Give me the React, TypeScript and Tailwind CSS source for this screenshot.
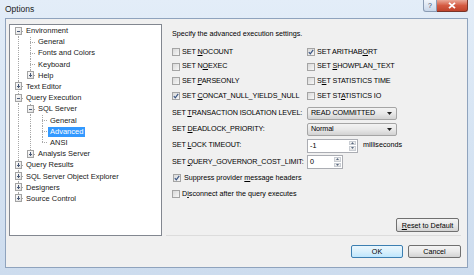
import React from 'react';

type Node = { label: string; depth: number; exp?: '+' | '-'; selected?: boolean };

const tree: Node[] = [
  { label: 'Environment', depth: 0, exp: '-' },
  { label: 'General', depth: 1 },
  { label: 'Fonts and Colors', depth: 1 },
  { label: 'Keyboard', depth: 1 },
  { label: 'Help', depth: 1, exp: '+' },
  { label: 'Text Editor', depth: 0, exp: '+' },
  { label: 'Query Execution', depth: 0, exp: '-' },
  { label: 'SQL Server', depth: 1, exp: '-' },
  { label: 'General', depth: 2 },
  { label: 'Advanced', depth: 2, selected: true },
  { label: 'ANSI', depth: 2 },
  { label: 'Analysis Server', depth: 1, exp: '+' },
  { label: 'Query Results', depth: 0, exp: '+' },
  { label: 'SQL Server Object Explorer', depth: 0, exp: '+' },
  { label: 'Designers', depth: 0, exp: '+' },
  { label: 'Source Control', depth: 0, exp: '+' },
];

const hasNext = (i: number) => {
  const d = tree[i].depth;
  for (let j = i + 1; j < tree.length; j++) {
    if (tree[j].depth < d) return false;
    if (tree[j].depth === d) return true;
  }
  return false;
};

const ancestorAt = (i: number, k: number) => {
  for (let j = i - 1; j >= 0; j--) if (tree[j].depth === k) return j;
  return -1;
};

const H = 11.2;

// one 12px column of the tree guide lines
const GuideCell = ({ up, down, across, exp }: { up: boolean; down: boolean; across: boolean; exp?: '+' | '-' }) => (
  <svg width="12" height={H} viewBox={`0 0 12 ${H}`} className="shrink-0" shapeRendering="crispEdges">
    {up && <line x1="6.5" y1="0" x2="6.5" y2={H / 2} stroke="#a8a8a8" strokeDasharray="1 1" />}
    {down && <line x1="6.5" y1={H / 2} x2="6.5" y2={H} stroke="#a8a8a8" strokeDasharray="1 1" />}
    {across && <line x1="6.5" y1={5.5} x2="12" y2={5.5} stroke="#a8a8a8" strokeDasharray="1 1" />}
    {exp && (
      <g>
        <defs>
          <linearGradient id="expg" x1="0" y1="0" x2="1" y2="1">
            <stop offset="0" stopColor="#ffffff" />
            <stop offset="1" stopColor="#dadada" />
          </linearGradient>
        </defs>
        <rect x="3" y="2" width="7" height="7" fill="url(#expg)" stroke="#a3a3a3" />
        <line x1="4.5" y1="5.5" x2="8.5" y2="5.5" stroke="#4a5a78" />
        {exp === '+' && <line x1="6.5" y1="3.5" x2="6.5" y2="7.5" stroke="#4a5a78" />}
      </g>
    )}
  </svg>
);

const TreeRow = ({ i }: { i: number }) => {
  const n = tree[i];
  const cells = [];
  for (let k = 0; k < n.depth; k++) {
    const a = ancestorAt(i, k);
    const cont = a >= 0 && hasNext(a);
    cells.push(<GuideCell key={k} up={cont} down={cont} across={false} />);
  }
  cells.push(<GuideCell key="own" up={i !== 0} down={hasNext(i)} across exp={n.exp} />);
  return (
    <div className="flex items-center" style={{ height: H }}>
      {cells}
      <span
        className={`px-[2px] leading-[10px] whitespace-nowrap ${n.selected ? 'bg-[#3399ff] text-white' : 'text-[#1a1a1a]'}`}
      >
        {n.label}
      </span>
    </div>
  );
};

const U = ({ children }: { children: React.ReactNode }) => (
  <span className="underline underline-offset-[1px] decoration-[0.6px]">{children}</span>
);

const Check = ({ checked }: { checked?: boolean }) => (
  <span className="w-[8px] h-[8px] shrink-0 border border-[#a4a4a4] bg-gradient-to-br from-[#d9d9d9] to-[#f7f7f7] flex items-center justify-center">
    {checked && (
      <svg width="6" height="6" viewBox="0 0 6 6">
        <path d="M0.8 3.2 L2.3 4.8 L5.2 0.9" fill="none" stroke="#3a5583" strokeWidth="1.2" />
      </svg>
    )}
  </span>
);

const CheckItem = ({ checked, children }: { checked?: boolean; children: React.ReactNode }) => (
  <div className="flex items-center gap-[2px] h-[14.67px] whitespace-nowrap">
    <Check checked={checked} />
    <span className="tracking-[-0.1px]">{children}</span>
  </div>
);

const Arrow = () => (
  <svg width="5" height="3" viewBox="0 0 5 3">
    <path d="M0 0 H5 L2.5 3 Z" fill="#222" />
  </svg>
);

const Select = ({ value }: { value: string }) => (
  <div className="w-[90px] h-[13px] border border-[#a5a5a5] rounded-[2px] bg-gradient-to-b from-[#f3f3f3] via-[#e8e8e8] to-[#d2d2d2] flex items-center justify-between pl-[3px] pr-[4px]">
    <span className="leading-[10px] tracking-[-0.1px]">{value}</span>
    <Arrow />
  </div>
);

const Spin = ({ value, w }: { value: string; w: string }) => (
  <div className={`${w} h-[14px] border border-[#abadb3] bg-white flex`}>
    <span className="flex-1 pl-[2px] leading-[11px]">{value}</span>
    <div className="w-[8px] flex flex-col gap-[1px] py-[1px] pr-[1px]">
      <div className="flex-1 border border-[#c9cdd3] bg-gradient-to-b from-[#f7f7f7] to-[#e2e2e2] flex items-center justify-center">
        <svg width="3" height="2" viewBox="0 0 3 2"><path d="M0 2 H3 L1.5 0 Z" fill="#5b6a80" /></svg>
      </div>
      <div className="flex-1 border border-[#c9cdd3] bg-gradient-to-b from-[#f7f7f7] to-[#e2e2e2] flex items-center justify-center">
        <svg width="3" height="2" viewBox="0 0 3 2"><path d="M0 0 H3 L1.5 2 Z" fill="#5b6a80" /></svg>
      </div>
    </div>
  </div>
);

const FieldRow = ({ label, children }: { label: React.ReactNode; children: React.ReactNode }) => (
  <div className="flex items-center h-[16.3px] whitespace-nowrap">
    <span className="w-[135px] shrink-0 tracking-[-0.1px]">{label}</span>
    {children}
  </div>
);

export default function App() {
  return (
    <div
      className="w-[474px] h-[275px] overflow-hidden flex flex-col bg-gradient-to-b from-[#e3edf8] via-[#d6e4f3] to-[#cddcee] text-black"
      style={{ fontFamily: '"Liberation Sans", Arial, sans-serif' }}
    >
      {/* title bar */}
      <div className="h-[18px] flex items-start shrink-0">
        <span className="pl-[5px] pt-[4px] text-[8.5px] leading-[10px] text-[#1b1b1b]">Options</span>
        <div className="ml-auto mr-[6px] flex">
          <div className="w-[14px] h-[12px] border border-t-0 border-[#8a9bb3] rounded-bl-[3px] bg-gradient-to-b from-[#f1f5fb] to-[#c9d7ea] flex items-center justify-center text-[7px] leading-none text-[#3a4b66]">
            ?
          </div>
          <div className="w-[31px] h-[12px] border border-t-0 border-l-0 border-[#7a3428] rounded-br-[3px] bg-gradient-to-b from-[#e9a898] via-[#d45a42] to-[#c0432b] flex items-center justify-center">
            <svg width="8" height="7" viewBox="0 0 8 7">
              <path d="M1 0.8 L7 6.2 M7 0.8 L1 6.2" stroke="#ffffff" strokeWidth="1.8" />
            </svg>
          </div>
        </div>
      </div>

      {/* client area */}
      <div className="ml-[5px] mr-[6px] h-[250px] border border-[#8fa3bd] bg-[#f0f0f0] flex flex-col">
        <div className="flex items-start">
          {/* tree */}
          <div className="ml-[3px] mt-[5px] w-[153px] h-[212px] shrink-0 border border-[#828790] bg-white pl-[2px] pt-[0.5px] text-[7.5px]">
            {tree.map((_, i) => (
              <TreeRow key={i} i={i} />
            ))}
          </div>

          {/* page */}
          <div className="flex-1 pl-[4px] pr-[6px] flex flex-col text-[7.2px]">
            <div className="pl-[6px] flex flex-col">
              <div className="mt-[10px] h-[10px] leading-[10px]">Specify the advanced execution settings.</div>

              <div className="mt-[5.7px] grid grid-cols-[135px_1fr]">
                <CheckItem>SET <U>N</U>OCOUNT</CheckItem>
                <CheckItem checked>SET ARITHAB<U>O</U>RT</CheckItem>
                <CheckItem>SET N<U>O</U>EXEC</CheckItem>
                <CheckItem>SET <U>S</U>HOWPLAN_TEXT</CheckItem>
                <CheckItem>SET <U>P</U>ARSEONLY</CheckItem>
                <CheckItem>S<U>E</U>T STATISTICS TIME</CheckItem>
                <CheckItem checked>SET <U>C</U>ONCAT_NULL_YIELDS_NULL</CheckItem>
                <CheckItem>SET ST<U>A</U>TISTICS IO</CheckItem>
              </div>

              <div className="mt-[1.7px] flex flex-col">
                <FieldRow label={<>SET <U>T</U>RANSACTION ISOLATION LEVEL:</>}>
                  <Select value="READ COMMITTED" />
                </FieldRow>
                <FieldRow label={<>SET <U>D</U>EADLOCK_PRIORITY:</>}>
                  <Select value="Normal" />
                </FieldRow>
                <FieldRow label={<>SET <U>L</U>OCK TIMEOUT:</>}>
                  <Spin value="-1" w="w-[51px]" />
                  <span className="ml-[5px]">milliseconds</span>
                </FieldRow>
                <FieldRow label={<>SET <U>Q</U>UERY_GOVERNOR_COST_LIMIT:</>}>
                  <Spin value="0" w="w-[36px]" />
                </FieldRow>
              </div>

              <div className="flex flex-col">
                <div className="flex items-center gap-[3px] h-[16px] pl-[1px]">
                  <Check checked />
                  <span>Suppress provider <U>m</U>essage headers</span>
                </div>
                <div className="flex items-center gap-[2px] h-[16px]">
                  <Check />
                  <span>D<U>i</U>sconnect after the query executes</span>
                </div>
              </div>

              <div className="mt-[16px] flex justify-end pr-[2px]">
                <button className="w-[63px] h-[14px] border border-[#707070] rounded-[2px] bg-gradient-to-b from-[#f4f4f4] via-[#e9e9e9] to-[#d3d3d3] text-[7.2px] leading-none">
                  <U>R</U>eset to Default
                </button>
              </div>
            </div>
            <div className="mt-[3px] h-px bg-[#dcdcdc]" />
          </div>
        </div>

        {/* dialog buttons */}
        <div className="mt-[9px] flex justify-end gap-[5px] pr-[6px]">
          <button className="w-[52px] h-[13px] border border-[#3c7fb1] rounded-[2px] bg-gradient-to-b from-[#eaf6fd] via-[#d9f0fc] to-[#bee6fd] text-[7.2px] leading-none">
            OK
          </button>
          <button className="w-[53px] h-[13px] border border-[#707070] rounded-[2px] bg-gradient-to-b from-[#f4f4f4] via-[#e9e9e9] to-[#d3d3d3] text-[7.2px] leading-none">
            Cancel
          </button>
        </div>
      </div>
    </div>
  );
}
◇ ◇ ◇ ◇ ◇ ◇ ◇
▶ _Aim of the task_: Leave out the pictures and repeat the lines from the start of the material through the line with "string; depth: number;", inclusive.

▶ _Worked solution_:
Give me the React, TypeScript and Tailwind CSS source for this screenshot.
import React from 'react';

type Node = { label: string; depth: number; exp?: '+' | '-'; selected?: boolean };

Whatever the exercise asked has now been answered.